Integrating arts with STEM and leading with STEAM to increase science learning with equity for emerging bilingual learners in the United States

Abstract

Abstract Background To inform STEM education for benefiting emerging bilingual (EB) and English fluent (EF) students, the present study evaluated the order effects of integrating science and arts within a large-scale, ongoing effort investigating the efficacies of Next Generation Science Standards (NGSS)-aligned Science Technology, Engineering, and Math (STEM) methodologies to provide more equitable opportunities to students to learn science through Arts integration (STEAM). The experiment examines the curriculum integrating order of implementing combinations of STEM and STEAM approaches in fifth grade life and physical science instruction, comparing (STEM → STEAM) vs (STEAM → STEM). Results T tests and a three-way between-groups analysis of covariance examined the impact of instructional order, language fluency, and teachers’ implementation fidelity. Findings indicate similar results in life and physical sciences, in which the STEAM first approach produced significantly higher science learning gains for both EF and EB students, revealing some higher learning gains for EF students, but with greater STEAM first order effect advantages for EB students overall.

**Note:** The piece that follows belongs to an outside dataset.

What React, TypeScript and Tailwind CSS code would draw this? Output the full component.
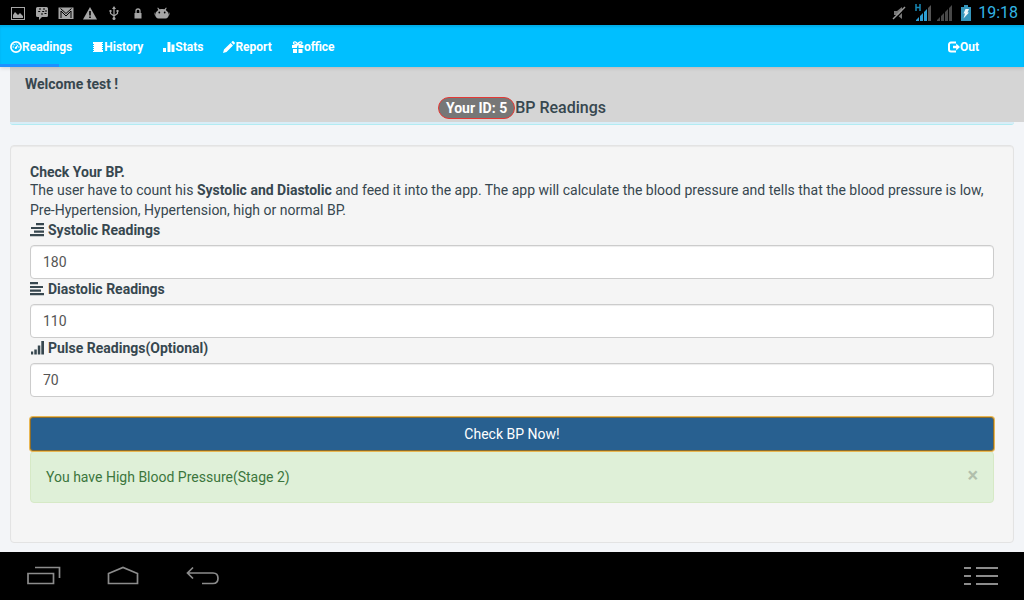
import { useState } from "react";
import type { ReactNode } from "react";

type IconProps = { children: ReactNode; className?: string; box?: string };

function Icon({ children, className = "size-3", box = "0 0 12 12" }: IconProps) {
  return (
    <svg viewBox={box} className={`shrink-0 ${className}`} fill="currentColor" aria-hidden="true">
      {children}
    </svg>
  );
}

const GaugeIcon = () => (
  <Icon>
    <circle cx="6" cy="6" r="5.100" fill="none" stroke="currentColor" strokeWidth="1.700" />
    <path d="M8.600 3 6.900 6.900a1.100 1.100 0 1 1-1.500-1z" />
    <circle cx="3.200" cy="6" r=".7" />
    <circle cx="4.100" cy="3.800" r=".7" />
    <circle cx="6.200" cy="3" r=".6" />
    <circle cx="8.900" cy="6" r=".7" />
  </Icon>
);

const FilmIcon = () => (
  <Icon>
    <path d="M1 1h10v1h-1v1h1v1h-1v1h1v1h-1v1h1v1h-1v1h1v2H1v-1h1V9H1V8h1V7H1V6h1V5H1V4h1V3H1z" />
  </Icon>
);

const StatsIcon = () => (
  <Icon>
    <path d="M0 7h3v4H0zM4.500 1h3v10h-3zM8.500 3.500h3V11h-3z" />
  </Icon>
);

const PencilIcon = () => (
  <Icon>
    <path d="m0 12 1-3.500L7.600 2 10 4.400 3.500 11zM8.300 1.300 9.300.3q.6-.5 1.200 0l1.200 1.200q.5.6 0 1.200l-1 1z" />
  </Icon>
);

const GiftIcon = () => (
  <Icon>
    <path
      d="M5.700 3.500C4.800.4 1.600.2 1.500 1.900c0 1.300 2 1.600 4.200 1.600C8 3.500 10 3.200 10 1.900 9.900.2 6.700.4 5.700 3.500z"
      fill="none"
      stroke="currentColor"
      strokeWidth="1.300"
    />
    <path d="M0 4h5v3H0zM6.500 4h5v3h-5zM1 8h4v4H1zM6.500 8h4v4h-4z" />
  </Icon>
);

const LogoutIcon = () => (
  <Icon>
    <path
      d="M8 1.500H3A2 2 0 0 0 1 3.500v5A2 2 0 0 0 3 10.500h5"
      fill="none"
      stroke="currentColor"
      strokeWidth="2"
    />
    <path d="M5 4.800h3.200V2.500L12 6 8.200 9.500V7.200H5z" />
  </Icon>
);

const AlignRightIcon = () => (
  <Icon className="size-3.5" box="0 0 14 14">
    <path d="M6 0h8v2.300H6zM1 4h13v2.100H1zM4 7.500h10v2.200H4zM0 11h14v2.300H0z" />
  </Icon>
);

const AlignLeftIcon = () => (
  <Icon className="size-3.5" box="0 0 14 14">
    <path d="M0 0h8v2.300H0zM0 4h13v2.100H0zM0 7.500h11v2.200H0zM0 11h14v2.300H0z" />
  </Icon>
);

const SignalIcon = () => (
  <Icon className="size-3.5" box="0 0 14 14">
    <path d="M1 10.500h2.200V13.500H1zM4.300 8.500h2.500v5H4.300zM7.800 4.500h2.500v9H7.800zM11.300 0H14v13.500h-2.700z" />
  </Icon>
);

function StatusBar() {
  return (
    <div className="flex h-[25px] items-center justify-between bg-black pl-2.5 pr-1.5 text-[#a6a6a6]">
      <div className="flex gap-2">
        <Icon className="size-4" box="0 0 16 16">
          <path d="M1 2h14v13H1zM2 3v11h12V3z" fillRule="evenodd" />
          <path d="M3 13V10l2-3 2 2 1 1 2-2 3 3v2z" />
        </Icon>
        <Icon className="size-4" box="0 0 16 16">
          <path d="M3.500 2h9Q14 2 14 3.500v7Q14 12 12.500 12H8l-3 3v-3H3.500Q2 12 2 10.500v-7Q2 2 3.500 2z" />
          <path d="M5 4h2M9 4h2M4.200 6.500h2M8.200 6.500h2M11 6h2M7 9h2M10.500 8.500h2" stroke="#000" strokeWidth="1.100" />
        </Icon>
        <Icon className="size-4" box="0 0 16 16">
          <path d="M.5 2.500h15v11.500H.5z" />
          <path d="M3 13V6l5 5 5-5v7M2.500 3.500l5.500 5 5.500-5" fill="none" stroke="#000" strokeWidth="1" />
        </Icon>
        <Icon className="size-4" box="0 0 16 16">
          <path d="M8 2 15 14.500H1z" />
          <path d="M7.200 6h1.600v4.500H7.200zM7.200 11.500h1.600V13H7.200z" fill="#000" />
        </Icon>
        <Icon className="size-4" box="0 0 16 16">
          <path d="M8 3v11M4.500 6.500v2L8 11l3.500-2.500v-2" fill="none" stroke="currentColor" strokeWidth="1.200" />
          <path d="m8 1 2 3H6zM3.500 5h2v2h-2zM10.500 5h2v2h-2z" />
          <circle cx="8" cy="13.500" r="1.500" />
        </Icon>
        <Icon className="size-4" box="0 0 16 16">
          <path d="M4.500 8h7v5.500h-7z" />
          <path d="M6 8V6a2 2 0 0 1 4 0v2" fill="none" stroke="currentColor" strokeWidth="1.300" />
        </Icon>
        <Icon className="size-4" box="0 0 16 16">
          <path d="M4 2.500 5.500 4.300q2.500-.8 5 0L12 2.500l.7.500-1 1.900q2.800 1.600 3 4.800 0 3.300-3.200 3.800l-3.500.1-3.500-.1Q1.300 13 1.300 9.700q.2-3.200 3-4.800L3.300 3zM1.200 7Q-.2 8.500 1.200 11zM14.800 7q1.400 1.500 0 4z" />
          <circle cx="5.300" cy="7.500" r=".9" fill="#000" />
          <circle cx="10.700" cy="7.500" r=".9" fill="#000" />
        </Icon>
      </div>
      <div className="flex items-center">
        <Icon className="mr-2 h-4 w-4 text-[#777]" box="0 0 16 16">
          <path d="M3 6h3l5-4v12l-5-4H3z" />
          <path d="M3.500 14.500 15 3" stroke="#000" strokeWidth="1.500" />
          <path d="M2 14 14 2" stroke="#999" strokeWidth="1.500" />
        </Icon>
        <Icon className="mr-1 h-[18px] w-[18px] text-[#2d9ed4]" box="0 0 18 18">
          <path d="M1 0v7M5 0v7M1 3.500h4" stroke="#1788b5" strokeWidth="1.500" />
          <path d="M1 17v-1l3-3v4zM5 17v-5l3-3v8zM9 17V8l3-3v12z" />
          <path d="M13 17V4l3-3v16z" fill="#555" />
        </Icon>
        <Icon className="mr-2 h-[18px] w-4 text-[#484848]" box="0 0 16 18">
          <path d="M0 17v-1l3-3v4zM4 17v-5l3-3v8zM8 17V8l3-3v12zM12 17V4l3-3v16z" />
        </Icon>
        <Icon className="mr-[7px] h-4 w-2.5 text-[#3595bb]" box="0 0 10 16">
          <path d="M3 0h4v2h3v14H0V2h3z" />
          <path d="M4.500 4H8L6.500 7.500H8L2.500 13.500l1.500-5H2.500z" fill="#eef7fa" />
        </Icon>
        <time className="text-base leading-6 text-[#33b5e5]">19:18</time>
      </div>
    </div>
  );
}

const tabs = [
  { label: "Readings", icon: <GaugeIcon /> },
  { label: "History", icon: <FilmIcon /> },
  { label: "Stats", icon: <StatsIcon /> },
  { label: "Report", icon: <PencilIcon /> },
  { label: "office", icon: <GiftIcon /> },
];

function NavBar() {
  return (
    <nav className="relative z-10 flex h-[42px] items-center justify-between bg-[#00bfff] pr-[35px] pt-0.5 text-xs font-bold text-white shadow-[0_1px_4px_rgba(0,0,0,0.15),inset_0_2px_2px_rgba(0,0,0,0.1)]">
      <div className="flex">
        {tabs.map((tab) => (
          <a key={tab.label} href="#" className="flex items-center px-2.5">
            {tab.icon}
            {tab.label}
          </a>
        ))}
      </div>
      <a href="#" className="flex items-center px-2.5">
        <LogoutIcon />
        Out
      </a>
      <span className="absolute bottom-0 left-0 h-[3px] w-[59px] bg-[#1e90ff]" />
    </nav>
  );
}

type FieldProps = { id: string; label: string; icon: ReactNode; initial: string };

function Field({ id, label, icon, initial }: FieldProps) {
  const [value, setValue] = useState(initial);
  return (
    <div>
      <label htmlFor={id} className="mb-[5px] flex h-5 items-center gap-1 font-bold">
        {icon}
        {label}
      </label>
      <input
        id={id}
        inputMode="numeric"
        value={value}
        onChange={(e) => setValue(e.target.value)}
        className="block h-[34px] w-full rounded border border-[#ccc] bg-white px-3 text-[#555] shadow-[inset_0_1px_1px_rgba(0,0,0,0.075)] outline-none"
      />
    </div>
  );
}

function SystemBar() {
  return (
    <div className="flex h-12 items-center justify-between bg-black px-6 text-[#8c8c8c]">
      <div className="flex gap-10">
        <button aria-label="Recent apps">
          <svg viewBox="0 0 40 24" className="h-6 w-10" fill="none" stroke="currentColor" strokeWidth="1.700">
            <path d="M4 9.500h25.500v10H4zM11 3.500h24.500V14" />
          </svg>
        </button>
        <button aria-label="Home">
          <svg viewBox="0 0 40 24" className="h-6 w-10" fill="none" stroke="currentColor" strokeWidth="1.700">
            <path d="M4.500 19.500v-10L19 3.500l14.500 6v10z" />
          </svg>
        </button>
        <button aria-label="Back">
          <svg viewBox="0 0 40 24" className="h-6 w-10" fill="none" stroke="currentColor" strokeWidth="1.700">
            <path d="M9 3.500 3.500 9 9 14.500M3.500 9H29q5 0 5 5.200t-5 5.300H18" />
          </svg>
        </button>
      </div>
      <button aria-label="Menu">
        <svg viewBox="0 0 36 20" className="h-5 w-9" fill="currentColor">
          <path d="M0 1h7v2H0zM12 1h22v2H12zM0 9h7v2H0zM12 9h22v2H12zM0 17h7v2H0zM12 17h22v2H12z" />
        </svg>
      </button>
    </div>
  );
}

export default function App() {
  const [showResult, setShowResult] = useState(true);
  return (
    <div className="flex min-h-screen flex-col bg-[#f3f5f8] font-['Roboto',sans-serif] text-sm leading-5 text-[#37474f]">
      <StatusBar />
      <NavBar />
      <main className="flex-1 pb-[9px] pl-2.5">
        <header className="bg-[#d5d5d5] px-[15px] pb-[3px] pt-[7px]">
          <p className="font-bold">Welcome test !</p>
          <h1 className="mt-[3px] flex items-center justify-center pl-2.5 text-base leading-[22px] font-medium">
            <span className="rounded-full border border-[#e53935] bg-[#777] px-[7px] text-sm leading-5 font-bold text-white">
              Your ID: 5
            </span>
            BP Readings
          </h1>
        </header>
        <div className="mr-2.5 h-[3px] rounded-b border-b border-[#b2ebf2] bg-[#d9edf7]" />

        <section className="mr-2.5 mt-5 rounded border border-[#e3e3e3] bg-[#f5f5f5] px-[19px] pb-[39px] pt-[19px] shadow-[inset_0_1px_1px_rgba(0,0,0,0.05)]">
          <h2 className="leading-[15px] font-bold">Check Your BP.</h2>
          <p>
            The user have to count his <strong>Systolic and Diastolic</strong> and feed it into the app. The app will
            calculate the blood pressure and tells that the blood pressure is low, Pre-Hypertension, Hypertension, high
            or normal BP.
          </p>
          <form onSubmit={(e) => e.preventDefault()}>
            <Field id="systolic" label="Systolic Readings" icon={<AlignRightIcon />} initial="180" />
            <Field id="diastolic" label="Diastolic Readings" icon={<AlignLeftIcon />} initial="110" />
            <Field id="pulse" label="Pulse Readings(Optional)" icon={<SignalIcon />} initial="70" />
            <button
              onClick={() => setShowResult(true)}
              className="relative mt-5 block h-[34px] w-full rounded-[3px] border border-[#8a6d2f] bg-[#286090] text-white shadow-[0_0_0_1px_#e9b752]"
            >
              Check BP Now!
            </button>
          </form>
          {showResult && (
            <div
              role="alert"
              className="flex items-start justify-between rounded border border-[#d6e9c6] bg-[#dff0d8] px-[15px] py-[15px] text-[#3c763d]"
            >
              <span>You have High Blood Pressure(Stage 2)</span>
              <button
                aria-label="Close"
                onClick={() => setShowResult(false)}
                className="text-xl leading-4 font-bold text-black opacity-20"
              >
                ×
              </button>
            </div>
          )}
        </section>
      </main>
      <SystemBar />
    </div>
  );
}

While EF students show higher learning gain scores in the high fidelity classrooms, the advantage of the STEAM first order is greater for EB students in all classroom fidelity levels and even within low to moderate implementation fidelity classrooms, as may commonly occur, such that the integration order of STEAM before STEM strategy is particularly advantageous to EB learners. Conclusions The integration pattern of leading with STEAM and following with STEM offers an important opportunity to learn for EB students, and increases equity in opportunities to learn among EB and EF learners of science. Both EB and EF students benefit similarly and significantly in high fidelity implementation classrooms. However, the gains for EF students are not significant in low fidelity implementation classrooms, while in such low fidelity implementation classrooms, the EB students still benefited significantly despite the poor implementation. These results suggest that a strong compensating STEAM first order effect advantage is possibly involved in the implementation system for the EB population of learners. Teaching science through the arts with STEAM lessons is an effective approach that can be significantly improved through introducing STEM units with the STEAM first order effect advantage.